**Exercise directions**
All of the material below is to be repeated exactly.

● ● ● ●

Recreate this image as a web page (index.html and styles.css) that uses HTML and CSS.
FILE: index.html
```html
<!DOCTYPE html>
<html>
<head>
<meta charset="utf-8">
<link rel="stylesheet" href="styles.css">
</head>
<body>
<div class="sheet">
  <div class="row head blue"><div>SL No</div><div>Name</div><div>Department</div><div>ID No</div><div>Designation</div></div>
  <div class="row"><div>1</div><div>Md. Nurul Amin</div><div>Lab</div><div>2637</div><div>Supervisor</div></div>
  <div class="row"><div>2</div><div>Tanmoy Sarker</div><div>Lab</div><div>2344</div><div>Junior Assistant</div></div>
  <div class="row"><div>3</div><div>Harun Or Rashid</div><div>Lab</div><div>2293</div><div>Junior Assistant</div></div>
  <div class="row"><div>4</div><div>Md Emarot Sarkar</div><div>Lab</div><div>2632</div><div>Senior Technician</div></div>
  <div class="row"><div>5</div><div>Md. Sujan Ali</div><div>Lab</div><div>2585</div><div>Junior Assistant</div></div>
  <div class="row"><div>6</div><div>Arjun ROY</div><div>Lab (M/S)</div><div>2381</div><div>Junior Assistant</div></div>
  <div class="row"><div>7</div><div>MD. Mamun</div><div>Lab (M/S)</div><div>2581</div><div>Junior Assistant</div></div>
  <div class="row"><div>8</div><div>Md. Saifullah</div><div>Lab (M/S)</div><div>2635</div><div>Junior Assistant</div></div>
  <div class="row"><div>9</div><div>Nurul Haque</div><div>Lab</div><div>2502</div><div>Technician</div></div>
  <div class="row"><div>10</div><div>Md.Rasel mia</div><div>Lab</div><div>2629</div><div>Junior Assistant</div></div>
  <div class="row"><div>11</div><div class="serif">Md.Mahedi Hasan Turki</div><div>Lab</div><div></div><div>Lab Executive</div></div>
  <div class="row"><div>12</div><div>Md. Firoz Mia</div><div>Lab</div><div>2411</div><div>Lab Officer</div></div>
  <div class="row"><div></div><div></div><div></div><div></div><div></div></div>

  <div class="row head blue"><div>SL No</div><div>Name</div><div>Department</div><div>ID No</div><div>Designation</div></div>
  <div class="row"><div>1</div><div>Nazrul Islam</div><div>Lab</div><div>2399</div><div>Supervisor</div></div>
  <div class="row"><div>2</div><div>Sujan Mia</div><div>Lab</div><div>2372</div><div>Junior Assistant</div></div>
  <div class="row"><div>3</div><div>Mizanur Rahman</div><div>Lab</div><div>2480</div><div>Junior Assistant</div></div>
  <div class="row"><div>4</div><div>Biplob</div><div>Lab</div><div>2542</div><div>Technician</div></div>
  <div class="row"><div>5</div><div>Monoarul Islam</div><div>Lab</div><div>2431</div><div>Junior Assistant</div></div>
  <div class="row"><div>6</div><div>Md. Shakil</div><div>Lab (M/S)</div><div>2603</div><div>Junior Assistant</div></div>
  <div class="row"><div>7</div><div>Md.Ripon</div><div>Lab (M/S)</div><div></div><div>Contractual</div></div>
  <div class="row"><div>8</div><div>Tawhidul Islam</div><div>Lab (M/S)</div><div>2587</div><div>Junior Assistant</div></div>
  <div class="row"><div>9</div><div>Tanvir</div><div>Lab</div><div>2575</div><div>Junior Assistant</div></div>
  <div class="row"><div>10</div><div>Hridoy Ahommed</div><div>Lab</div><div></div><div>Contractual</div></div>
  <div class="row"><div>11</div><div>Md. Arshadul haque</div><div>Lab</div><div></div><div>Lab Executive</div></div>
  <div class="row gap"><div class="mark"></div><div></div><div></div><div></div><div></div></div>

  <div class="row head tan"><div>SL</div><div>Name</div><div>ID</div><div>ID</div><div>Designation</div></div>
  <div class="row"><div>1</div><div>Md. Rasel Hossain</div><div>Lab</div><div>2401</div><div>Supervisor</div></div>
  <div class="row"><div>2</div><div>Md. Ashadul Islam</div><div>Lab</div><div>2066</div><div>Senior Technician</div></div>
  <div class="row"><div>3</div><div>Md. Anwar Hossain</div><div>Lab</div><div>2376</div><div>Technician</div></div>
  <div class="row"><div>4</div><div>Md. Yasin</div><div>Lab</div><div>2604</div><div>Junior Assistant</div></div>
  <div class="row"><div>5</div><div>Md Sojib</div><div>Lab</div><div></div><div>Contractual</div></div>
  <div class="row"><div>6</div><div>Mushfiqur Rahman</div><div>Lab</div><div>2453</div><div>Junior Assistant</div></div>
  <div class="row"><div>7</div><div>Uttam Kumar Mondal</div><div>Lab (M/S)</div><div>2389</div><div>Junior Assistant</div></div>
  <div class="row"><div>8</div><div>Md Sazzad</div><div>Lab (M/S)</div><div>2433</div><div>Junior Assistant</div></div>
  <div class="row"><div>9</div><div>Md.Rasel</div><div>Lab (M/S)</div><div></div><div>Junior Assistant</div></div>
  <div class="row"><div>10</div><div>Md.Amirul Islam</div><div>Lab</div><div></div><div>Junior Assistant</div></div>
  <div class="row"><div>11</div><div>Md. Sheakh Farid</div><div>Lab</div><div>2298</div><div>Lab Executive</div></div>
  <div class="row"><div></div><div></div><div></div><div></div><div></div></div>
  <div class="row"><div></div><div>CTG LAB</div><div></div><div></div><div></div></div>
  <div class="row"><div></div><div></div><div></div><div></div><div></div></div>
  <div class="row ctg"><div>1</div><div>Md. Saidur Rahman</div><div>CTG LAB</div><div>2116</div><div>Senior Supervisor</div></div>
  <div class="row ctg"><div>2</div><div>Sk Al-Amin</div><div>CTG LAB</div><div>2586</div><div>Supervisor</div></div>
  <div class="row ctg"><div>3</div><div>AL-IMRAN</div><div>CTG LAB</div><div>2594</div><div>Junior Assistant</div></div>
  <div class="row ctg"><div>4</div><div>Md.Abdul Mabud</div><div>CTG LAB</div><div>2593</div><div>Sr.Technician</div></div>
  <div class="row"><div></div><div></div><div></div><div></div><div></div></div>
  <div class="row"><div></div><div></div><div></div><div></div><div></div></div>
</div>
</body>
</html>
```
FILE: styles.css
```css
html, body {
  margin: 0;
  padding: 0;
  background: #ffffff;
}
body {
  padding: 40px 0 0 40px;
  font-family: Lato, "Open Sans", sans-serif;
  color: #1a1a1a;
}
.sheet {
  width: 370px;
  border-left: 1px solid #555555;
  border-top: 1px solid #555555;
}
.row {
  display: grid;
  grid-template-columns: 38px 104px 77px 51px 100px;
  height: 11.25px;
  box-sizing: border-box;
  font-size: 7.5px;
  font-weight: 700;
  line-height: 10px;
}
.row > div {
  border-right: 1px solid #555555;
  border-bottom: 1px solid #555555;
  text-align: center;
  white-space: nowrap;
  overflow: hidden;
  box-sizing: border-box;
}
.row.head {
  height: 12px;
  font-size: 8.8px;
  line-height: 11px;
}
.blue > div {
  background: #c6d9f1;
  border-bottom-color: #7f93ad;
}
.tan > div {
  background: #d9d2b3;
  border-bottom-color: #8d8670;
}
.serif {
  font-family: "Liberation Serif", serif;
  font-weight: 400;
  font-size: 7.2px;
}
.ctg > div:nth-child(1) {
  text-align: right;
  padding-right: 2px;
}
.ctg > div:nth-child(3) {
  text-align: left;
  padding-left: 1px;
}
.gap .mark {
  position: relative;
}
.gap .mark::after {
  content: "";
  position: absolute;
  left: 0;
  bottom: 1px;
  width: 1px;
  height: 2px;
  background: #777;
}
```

● ● ● ●

**Response to the task**
Recreate this image as a web page (index.html and styles.css) that uses HTML and CSS.
FILE: index.html
```html
<!DOCTYPE html>
<html>
<head>
<meta charset="utf-8">
<link rel="stylesheet" href="styles.css">
</head>
<body>
<div class="sheet">
  <div class="row head blue"><div>SL No</div><div>Name</div><div>Department</div><div>ID No</div><div>Designation</div></div>
  <div class="row"><div>1</div><div>Md. Nurul Amin</div><div>Lab</div><div>2637</div><div>Supervisor</div></div>
  <div class="row"><div>2</div><div>Tanmoy Sarker</div><div>Lab</div><div>2344</div><div>Junior Assistant</div></div>
  <div class="row"><div>3</div><div>Harun Or Rashid</div><div>Lab</div><div>2293</div><div>Junior Assistant</div></div>
  <div class="row"><div>4</div><div>Md Emarot Sarkar</div><div>Lab</div><div>2632</div><div>Senior Technician</div></div>
  <div class="row"><div>5</div><div>Md. Sujan Ali</div><div>Lab</div><div>2585</div><div>Junior Assistant</div></div>
  <div class="row"><div>6</div><div>Arjun ROY</div><div>Lab (M/S)</div><div>2381</div><div>Junior Assistant</div></div>
  <div class="row"><div>7</div><div>MD. Mamun</div><div>Lab (M/S)</div><div>2581</div><div>Junior Assistant</div></div>
  <div class="row"><div>8</div><div>Md. Saifullah</div><div>Lab (M/S)</div><div>2635</div><div>Junior Assistant</div></div>
  <div class="row"><div>9</div><div>Nurul Haque</div><div>Lab</div><div>2502</div><div>Technician</div></div>
  <div class="row"><div>10</div><div>Md.Rasel mia</div><div>Lab</div><div>2629</div><div>Junior Assistant</div></div>
  <div class="row"><div>11</div><div class="serif">Md.Mahedi Hasan Turki</div><div>Lab</div><div></div><div>Lab Executive</div></div>
  <div class="row"><div>12</div><div>Md. Firoz Mia</div><div>Lab</div><div>2411</div><div>Lab Officer</div></div>
  <div class="row"><div></div><div></div><div></div><div></div><div></div></div>

  <div class="row head blue"><div>SL No</div><div>Name</div><div>Department</div><div>ID No</div><div>Designation</div></div>
  <div class="row"><div>1</div><div>Nazrul Islam</div><div>Lab</div><div>2399</div><div>Supervisor</div></div>
  <div class="row"><div>2</div><div>Sujan Mia</div><div>Lab</div><div>2372</div><div>Junior Assistant</div></div>
  <div class="row"><div>3</div><div>Mizanur Rahman</div><div>Lab</div><div>2480</div><div>Junior Assistant</div></div>
  <div class="row"><div>4</div><div>Biplob</div><div>Lab</div><div>2542</div><div>Technician</div></div>
  <div class="row"><div>5</div><div>Monoarul Islam</div><div>Lab</div><div>2431</div><div>Junior Assistant</div></div>
  <div class="row"><div>6</div><div>Md. Shakil</div><div>Lab (M/S)</div><div>2603</div><div>Junior Assistant</div></div>
  <div class="row"><div>7</div><div>Md.Ripon</div><div>Lab (M/S)</div><div></div><div>Contractual</div></div>
  <div class="row"><div>8</div><div>Tawhidul Islam</div><div>Lab (M/S)</div><div>2587</div><div>Junior Assistant</div></div>
  <div class="row"><div>9</div><div>Tanvir</div><div>Lab</div><div>2575</div><div>Junior Assistant</div></div>
  <div class="row"><div>10</div><div>Hridoy Ahommed</div><div>Lab</div><div></div><div>Contractual</div></div>
  <div class="row"><div>11</div><div>Md. Arshadul haque</div><div>Lab</div><div></div><div>Lab Executive</div></div>
  <div class="row gap"><div class="mark"></div><div></div><div></div><div></div><div></div></div>

  <div class="row head tan"><div>SL</div><div>Name</div><div>ID</div><div>ID</div><div>Designation</div></div>
  <div class="row"><div>1</div><div>Md. Rasel Hossain</div><div>Lab</div><div>2401</div><div>Supervisor</div></div>
  <div class="row"><div>2</div><div>Md. Ashadul Islam</div><div>Lab</div><div>2066</div><div>Senior Technician</div></div>
  <div class="row"><div>3</div><div>Md. Anwar Hossain</div><div>Lab</div><div>2376</div><div>Technician</div></div>
  <div class="row"><div>4</div><div>Md. Yasin</div><div>Lab</div><div>2604</div><div>Junior Assistant</div></div>
  <div class="row"><div>5</div><div>Md Sojib</div><div>Lab</div><div></div><div>Contractual</div></div>
  <div class="row"><div>6</div><div>Mushfiqur Rahman</div><div>Lab</div><div>2453</div><div>Junior Assistant</div></div>
  <div class="row"><div>7</div><div>Uttam Kumar Mondal</div><div>Lab (M/S)</div><div>2389</div><div>Junior Assistant</div></div>
  <div class="row"><div>8</div><div>Md Sazzad</div><div>Lab (M/S)</div><div>2433</div><div>Junior Assistant</div></div>
  <div class="row"><div>9</div><div>Md.Rasel</div><div>Lab (M/S)</div><div></div><div>Junior Assistant</div></div>
  <div class="row"><div>10</div><div>Md.Amirul Islam</div><div>Lab</div><div></div><div>Junior Assistant</div></div>
  <div class="row"><div>11</div><div>Md. Sheakh Farid</div><div>Lab</div><div>2298</div><div>Lab Executive</div></div>
  <div class="row"><div></div><div></div><div></div><div></div><div></div></div>
  <div class="row"><div></div><div>CTG LAB</div><div></div><div></div><div></div></div>
  <div class="row"><div></div><div></div><div></div><div></div><div></div></div>
  <div class="row ctg"><div>1</div><div>Md. Saidur Rahman</div><div>CTG LAB</div><div>2116</div><div>Senior Supervisor</div></div>
  <div class="row ctg"><div>2</div><div>Sk Al-Amin</div><div>CTG LAB</div><div>2586</div><div>Supervisor</div></div>
  <div class="row ctg"><div>3</div><div>AL-IMRAN</div><div>CTG LAB</div><div>2594</div><div>Junior Assistant</div></div>
  <div class="row ctg"><div>4</div><div>Md.Abdul Mabud</div><div>CTG LAB</div><div>2593</div><div>Sr.Technician</div></div>
  <div class="row"><div></div><div></div><div></div><div></div><div></div></div>
  <div class="row"><div></div><div></div><div></div><div></div><div></div></div>
</div>
</body>
</html>
```
FILE: styles.css
```css
html, body {
  margin: 0;
  padding: 0;
  background: #ffffff;
}
body {
  padding: 40px 0 0 40px;
  font-family: Lato, "Open Sans", sans-serif;
  color: #1a1a1a;
}
.sheet {
  width: 370px;
  border-left: 1px solid #555555;
  border-top: 1px solid #555555;
}
.row {
  display: grid;
  grid-template-columns: 38px 104px 77px 51px 100px;
  height: 11.25px;
  box-sizing: border-box;
  font-size: 7.5px;
  font-weight: 700;
  line-height: 10px;
}
.row > div {
  border-right: 1px solid #555555;
  border-bottom: 1px solid #555555;
  text-align: center;
  white-space: nowrap;
  overflow: hidden;
  box-sizing: border-box;
}
.row.head {
  height: 12px;
  font-size: 8.8px;
  line-height: 11px;
}
.blue > div {
  background: #c6d9f1;
  border-bottom-color: #7f93ad;
}
.tan > div {
  background: #d9d2b3;
  border-bottom-color: #8d8670;
}
.serif {
  font-family: "Liberation Serif", serif;
  font-weight: 400;
  font-size: 7.2px;
}
.ctg > div:nth-child(1) {
  text-align: right;
  padding-right: 2px;
}
.ctg > div:nth-child(3) {
  text-align: left;
  padding-left: 1px;
}
.gap .mark {
  position: relative;
}
.gap .mark::after {
  content: "";
  position: absolute;
  left: 0;
  bottom: 1px;
  width: 1px;
  height: 2px;
  background: #777;
}
```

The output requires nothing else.